De tweewekelijkse column van Journalistiek-student Jelle de Ru, over zijn belevenissen in Aarhus – Denemarken. Deze keer: over schone studentenhuizen die nog schoner kunnen.
Als je bij ons een gemiddeld studentenhuis inloopt, kijk je er niet van op dat de vaat er al drie weken staat, de douche een maand niet is schoongemaakt, je blij mag zijn als de wc er een beetje toonbaar uitziet en je mag jezelf gelukkig prijzen als je medebewoners de huistaken uitvoeren. Na een huisfeest plakt de vloer van het bier en vind je na drie weken nog lege bierflesjes achter de bank. Dit hoort allemaal bij de charme van het studentenleven. Heel soms pik je wel eens een verhaal op dat een huis met koorballen een werkster inhuurt om het schoon te maken. Pure decadentie natuurlijk.

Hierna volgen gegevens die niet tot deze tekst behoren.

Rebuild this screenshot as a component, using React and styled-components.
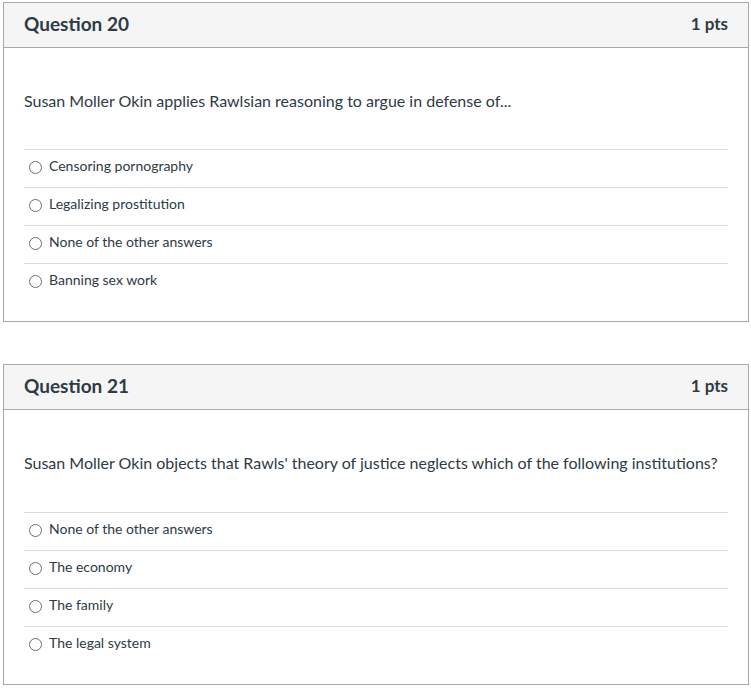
import React from "react";
import styled, { createGlobalStyle } from "styled-components";

const GlobalStyle = createGlobalStyle`
  body {
    margin: 0;
    font-family: Lato, "Noto Sans", sans-serif;
    color: #2d3b45;
    background: #fff;
  }
`;

const Page = styled.div`
  padding: 2px 2px 0 3px;
  display: flex;
  flex-direction: column;
  gap: 42px;
`;

const Card = styled.div`
  width: 746px;
  box-sizing: border-box;
  border: 1px solid #a9a9a9;
  background: #fff;
`;

const Header = styled.div`
  height: 45px;
  display: flex;
  align-items: center;
  justify-content: space-between;
  padding: 0 20px 4px;
  box-sizing: border-box;
  background: #f5f5f5;
  border-bottom: 1px solid #a9a9a9;
`;

const Title = styled.h2`
  margin: 0;
  font-size: 19px;
  font-weight: 700;
  color: #2d3b45;
`;

const Points = styled.span`
  font-size: 17px;
  font-weight: 700;
  color: #2d3b45;
`;

const Body = styled.div`
  padding: 42px 20px 20px;
`;

const Prompt = styled.p`
  margin: 0 0 ${(p) => p.$gap}px;
  font-size: 16px;
  line-height: 22px;
`;

const AnswerList = styled.div`
  display: flex;
  flex-direction: column;
`;

const Answer = styled.label`
  height: 38px;
  display: flex;
  align-items: center;
  gap: 7px;
  padding: 0 0 6px 5px;
  border-top: 1px solid #dcdcdc;
  box-sizing: border-box;
  font-size: 14px;
  color: #2d3b45;
`;

const Radio = styled.span`
  width: 13px;
  height: 13px;
  margin-top: 4px;
  box-sizing: border-box;
  border-radius: 50%;
  border: 1px solid #6d6d6d;
  background: #fff;
  flex-shrink: 0;
`;

const questions = [
  {
    title: "Question 20",
    text: "Susan Moller Okin applies Rawlsian reasoning to argue in defense of...",
    gap: 37,
    answers: [
      "Censoring pornography",
      "Legalizing prostitution",
      "None of the other answers",
      "Banning sex work",
    ],
  },
  {
    title: "Question 21",
    text: "Susan Moller Okin objects that Rawls' theory of justice neglects which of the following institutions?",
    gap: 38,
    answers: [
      "None of the other answers",
      "The economy",
      "The family",
      "The legal system",
    ],
  },
];

export default function App() {
  return (
    <>
      <GlobalStyle />
      <Page>
        {questions.map((q) => (
          <Card key={q.title}>
            <Header>
              <Title>{q.title}</Title>
              <Points>1 pts</Points>
            </Header>
            <Body>
              <Prompt $gap={q.gap}>{q.text}</Prompt>
              <AnswerList>
                {q.answers.map((a) => (
                  <Answer key={a}>
                    <Radio />
                    {a}
                  </Answer>
                ))}
              </AnswerList>
            </Body>
          </Card>
        ))}
      </Page>
    </>
  );
}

Deense studentenhuizen zijn verbazingwekkend schoon. Toen ik mij aanmeldde bij de Deense School voor Journalistiek, vond ik het opmerkelijk dat de internationale coördinator een vertaalde lijst van twee A4’tjes met Deense schoonmaakmiddelen naar mij stuurde. Kennelijk heeft de gemiddelde Deen een lichte vorm van smetvrees. Want dit is niet het enige. Elke week inspecteert de caretaker/huisbaas of het huis netjes wordt onderhouden. Elke dinsdagochtend vroeg komt hij met een checklist en loopt punt voor punt het huis na of alles wel tip-top in orde is.
Eens per maand ben je de sjaak. Dan moet je schoonmaken. Ben je vergeten de keukenkastjes even af te nemen met een nat doekje? heb je de vloer niet gedweild? Kun je niet eten van het tafeloppervlak? Dat is dan jammer, want wie niet luisteren wil, moet voelen…. in de portemonnee. Tafels niet afnemen: €5. Vuilnis niet buitengezet: €10. Vloer niet gezogen: €15. Niet schoongemaakt: €75. Voor dat geld staat de volgende dag een professionele schoonmaakploeg voor de deur.
Behalve dat het huis wekelijks schoon wordt gemaakt, is er ook een jaarlijkse schoonmaak. Een superschoon huis, kan nog schoner. Hiervoor komt de huisbaas drie keer controleren of elk spinnenweb is weggehaald of er geen stof meer te vinden is achter de plinten en ín de stopcontacten (ik overdrijf niet).
Tijdens de grote schoonmaak afgelopen weekend lag ik brak, ziek en misselijk in bed. Ik was een van de weinigen die niet heeft geholpen. Heel erg schuldig voelde ik mij toen ik mijn andere elf huisgenoten zes uur lang hoorde boenen in dat toch al schone huis. Toen ik twee dagen later in de schone keuken mijn afwas op zijn Nederlands, studentikoos had gedaan, lag de volgende ochtend wakker met een boze brief voor mijn kamerdeur. Mijn eerste schoonmaakdreigbrief ooit. ‘Als je niet meehelpt, lappen wij je erbij en mag jij alle schoonmaakkosten betalen!’
Toen realiseerde ik mij: Denen hebben geen smetvrees, Nederlandse studentenhuizen zijn gewoon vies.